Menurutnya, hal tersebut sejalan dengan cita-cita Indonesia Emas 2045 yang menempatkan penguatan perempuan sebagai satu pilar kesejahteraan dan kemajuan bangsa. Fadli pun berharap pameran ini memperkokoh kesadaran kolektif, pentingnya kesetaraan keberagaman dan keadilan, memberdayakan perempuan dalam kehidupan berbangsa dan berbudaya.
Monolog Surat-Surat Asli Kartini
Keberhasilan di masa kini adalah dampak dari perjuangan panjang perempuan-perempuan terdahulu. "Ini yang saya kira keberhasilan dari perjuangan perempuan-perempuan di masa lalu untuk kesetaraan, emansipasi, dan juga untuk ada semacam afirmasi, kita mendapatkan dampaknya sekarang ini dan juga ke depan," ucapnya.
Fadli Zon juga mengatakan representasi perempuan berproses di parlemen Indonesia mengalami peningkatan, dari sebelumnya hanya 17 persen. Acara pembukaan pameran juga menampilkan pembacaan monolog.

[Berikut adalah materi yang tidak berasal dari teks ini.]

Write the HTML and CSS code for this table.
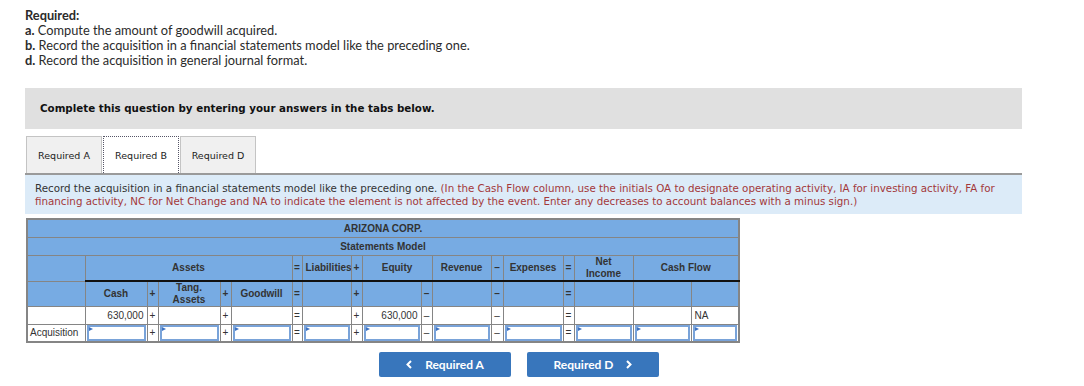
FILE: index.html
```html
<!DOCTYPE html>
<html lang="en">
<head>
    <meta charset="UTF-8">
    <meta name="viewport" content="width=device-width, initial-scale=1.0">
    <title>Required B</title>
    <link rel="stylesheet" href="styles.css">
</head>
<body>
    <div class="page">
        <div class="required">
            <p class="required-title">Required:</p>
            <p><b>a.</b> Compute the amount of goodwill acquired.</p>
            <p><b>b.</b> Record the acquisition in a financial statements model like the preceding one.</p>
            <p><b>d.</b> Record the acquisition in general journal format.</p>
        </div>

        <div class="notice">Complete this question by entering your answers in the tabs below.</div>

        <div class="tabs">
            <div class="tab">Required A</div>
            <div class="tab active">Required B</div>
            <div class="tab">Required D</div>
        </div>

        <div class="instructions">
            Record the acquisition in a financial statements model like the preceding one. <span class="hint">(In the Cash Flow column, use the initials OA to designate operating activity, IA for investing activity, FA for financing activity, NC for Net Change and NA to indicate the element is not affected by the event. Enter any decreases to account balances with a minus sign.)</span>
        </div>

        <table class="model">
            <colgroup>
                <col style="width: 58px">
                <col style="width: 62px">
                <col style="width: 11px">
                <col style="width: 62px">
                <col style="width: 11px">
                <col style="width: 61px">
                <col style="width: 10px">
                <col style="width: 49px">
                <col style="width: 11px">
                <col style="width: 59px">
                <col style="width: 11px">
                <col style="width: 59px">
                <col style="width: 12px">
                <col style="width: 60px">
                <col style="width: 11px">
                <col style="width: 59px">
                <col style="width: 58px">
                <col style="width: 48px">
            </colgroup>
            <tr class="title">
                <th colspan="18">ARIZONA CORP.</th>
            </tr>
            <tr class="title">
                <th colspan="18">Statements Model</th>
            </tr>
            <tr class="group">
                <th></th>
                <th colspan="5">Assets</th>
                <th class="op">=</th>
                <th>Liabilities</th>
                <th class="op">+</th>
                <th colspan="2">Equity</th>
                <th>Revenue</th>
                <th class="op">&ndash;</th>
                <th>Expenses</th>
                <th class="op">=</th>
                <th>Net<br>Income</th>
                <th colspan="2">Cash Flow</th>
            </tr>
            <tr class="sub">
                <th class="blank"></th>
                <th>Cash</th>
                <th class="op">+</th>
                <th>Tang.<br>Assets</th>
                <th class="op">+</th>
                <th>Goodwill</th>
                <th class="op">=</th>
                <th></th>
                <th class="op">+</th>
                <th></th>
                <th class="op">&ndash;</th>
                <th></th>
                <th class="op">&ndash;</th>
                <th></th>
                <th class="op">=</th>
                <th></th>
                <th></th>
                <th></th>
            </tr>
            <tr class="balance">
                <td></td>
                <td class="num">630,000</td>
                <td class="op">+</td>
                <td></td>
                <td class="op">+</td>
                <td></td>
                <td class="op">=</td>
                <td></td>
                <td class="op">+</td>
                <td class="num">630,000</td>
                <td class="op">&ndash;</td>
                <td></td>
                <td class="op">&ndash;</td>
                <td></td>
                <td class="op">=</td>
                <td></td>
                <td></td>
                <td>NA</td>
            </tr>
            <tr class="entries">
                <td class="label">Acquisition</td>
                <td class="entry"><div class="field"><input type="text"></div></td>
                <td class="op">+</td>
                <td class="entry"><div class="field"><input type="text"></div></td>
                <td class="op">+</td>
                <td class="entry"><div class="field"><input type="text"></div></td>
                <td class="op">=</td>
                <td class="entry"><div class="field"><input type="text"></div></td>
                <td class="op">+</td>
                <td class="entry"><div class="field"><input type="text"></div></td>
                <td class="op">&ndash;</td>
                <td class="entry"><div class="field"><input type="text"></div></td>
                <td class="op">&ndash;</td>
                <td class="entry"><div class="field"><input type="text"></div></td>
                <td class="op">=</td>
                <td class="entry"><div class="field"><input type="text"></div></td>
                <td class="entry"><div class="field"><input type="text"></div></td>
                <td class="entry"><div class="field"><input type="text"></div></td>
            </tr>
        </table>

        <div class="nav">
            <button class="nav-btn">
                <svg width="6" height="9" viewBox="0 0 6 9"><polyline points="5,1 1.5,4.5 5,8" fill="none" stroke="#fff" stroke-width="2"/></svg>
                Required A
            </button>
            <button class="nav-btn">
                Required D
                <svg width="6" height="9" viewBox="0 0 6 9"><polyline points="1,1 4.5,4.5 1,8" fill="none" stroke="#fff" stroke-width="2"/></svg>
            </button>
        </div>
    </div>
</body>
</html>
```

FILE: styles.css
```css
body {
    margin: 0;
    font-family: Lato, "Open Sans", sans-serif;
    color: #222;
    background-color: #fff;
}
.page {
    width: 997px;
    padding: 8px 0 0 25px;
}
.required p {
    margin: 0;
    font-size: 12.8px;
    line-height: 15px;
    color: #2b2b2b;
}
.required-title {
    font-weight: bold;
}
.notice {
    margin-top: 20px;
    height: 41px;
    padding-left: 15px;
    background-color: #e0e0e0;
    font: bold 10.3px/41px "DejaVu Sans", Verdana, sans-serif;
    color: #111;
}
.tabs {
    display: flex;
    gap: 1px;
    margin-top: 7px;
    padding-left: 1px;
}
.tab {
    width: 74px;
    height: 36px;
    display: flex;
    align-items: center;
    justify-content: center;
    border: 1px solid #c4c4c4;
    border-bottom: none;
    background-color: #f0f0f0;
    font: 9.5px "DejaVu Sans", Verdana, sans-serif;
    color: #222;
}
.tab.active {
    background-color: #fff;
    border: 1px dotted #556;
    border-bottom: none;
}
.instructions {
    padding: 7px 10px 6px;
    border-top: 2px solid #9a9a9a;
    background-color: #dcebf8;
    font: 10.3px/13px "DejaVu Sans", Verdana, sans-serif;
    color: #333;
}
.hint {
    color: #a3383a;
}
.model {
    margin: 4px 0 0 1px;
    width: 712px;
    table-layout: fixed;
    border-collapse: collapse;
    border: 2px solid #858585;
    font: 10px/12px "Liberation Sans", Arial, sans-serif;
    color: #333;
}
.model th,
.model td {
    border: 1px solid #858585;
    padding: 0 3px;
    overflow: hidden;
    white-space: nowrap;
}
.model th {
    background-color: #77abe3;
    font-weight: bold;
    text-align: center;
}
.model .op {
    padding: 0;
    text-align: center;
}
.title th {
    height: 17px;
}
.group th {
    height: 24px;
}
.sub th {
    height: 23px;
    border-top: 2px solid #111;
}
.sub th.blank {
    border-top: 1px solid #858585;
}
.balance td {
    height: 17px;
    background-color: #fff;
}
.entries td {
    height: 16px;
    background-color: #fff;
}
.model .num {
    text-align: right;
}
.model .label {
    padding-left: 2px;
}
.model .entry {
    padding: 0 1px;
}
.field {
    position: relative;
}
.field::before {
    content: "";
    position: absolute;
    top: 2px;
    left: 2px;
    border-top: 2px solid transparent;
    border-bottom: 2px solid transparent;
    border-left: 4px solid #3d72c2;
}
.field input {
    display: block;
    width: 100%;
    height: 16px;
    box-sizing: border-box;
    margin: 0;
    border: 2px solid #79a3d9;
    padding: 0 2px;
    font: 10px "Liberation Sans", Arial, sans-serif;
    background-color: #fff;
}
.nav {
    display: flex;
    gap: 16px;
    margin-top: 9px;
    padding-left: 354px;
}
.nav-btn {
    width: 132px;
    height: 25px;
    display: flex;
    align-items: center;
    justify-content: center;
    gap: 13px;
    border: none;
    border-radius: 2px;
    background-color: #3876bc;
    color: #fff;
    font: bold 12px Lato, "Liberation Sans", sans-serif;
    cursor: pointer;
}
```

Surat-surat asli Kartini dihidupkan kembali melalui suara para seniman ternama Indonesia: Christine Hakim, Ratna Riantiarno, Reza Rahadian, Marsha Timothy, Maudy Ayunda, Lutesha, Cinta Laura, Chelsea Islan, Happy Salma, dan Bagus Ade Putra. Dengan arahan Sri Qadariatin sebagai sutradara, para seniman multigenerasi ini tidak hanya membacakan, tetapi menghidupkan isi hati Kartini yang ditulis lebih dari seabad silam, namun tetap terasa begitu relevan hari ini.
"Hari ini, kita tidak hanya mengenang Kartini sebagai tokoh sejarah, tetapi merayakannya sebagai refleksi bagi setiap manusia—perempuan maupun laki-laki—yang terus berjuang memahami pikirannya, meresapi perasaannya, dan mengekspresikan keduanya secara jujur," tutur Happy Salma.
"Merayakan Kartini adalah merayakan keberanian untuk mengenal diri dan menyuarakan nurani. Kartini sudah membuktikan bahwa suara seorang perempuan, ketika jujur pada pikirannya dan setia pada hatinya, memiliki kekuatan untuk mengubah arah sejarah," pungkasnya.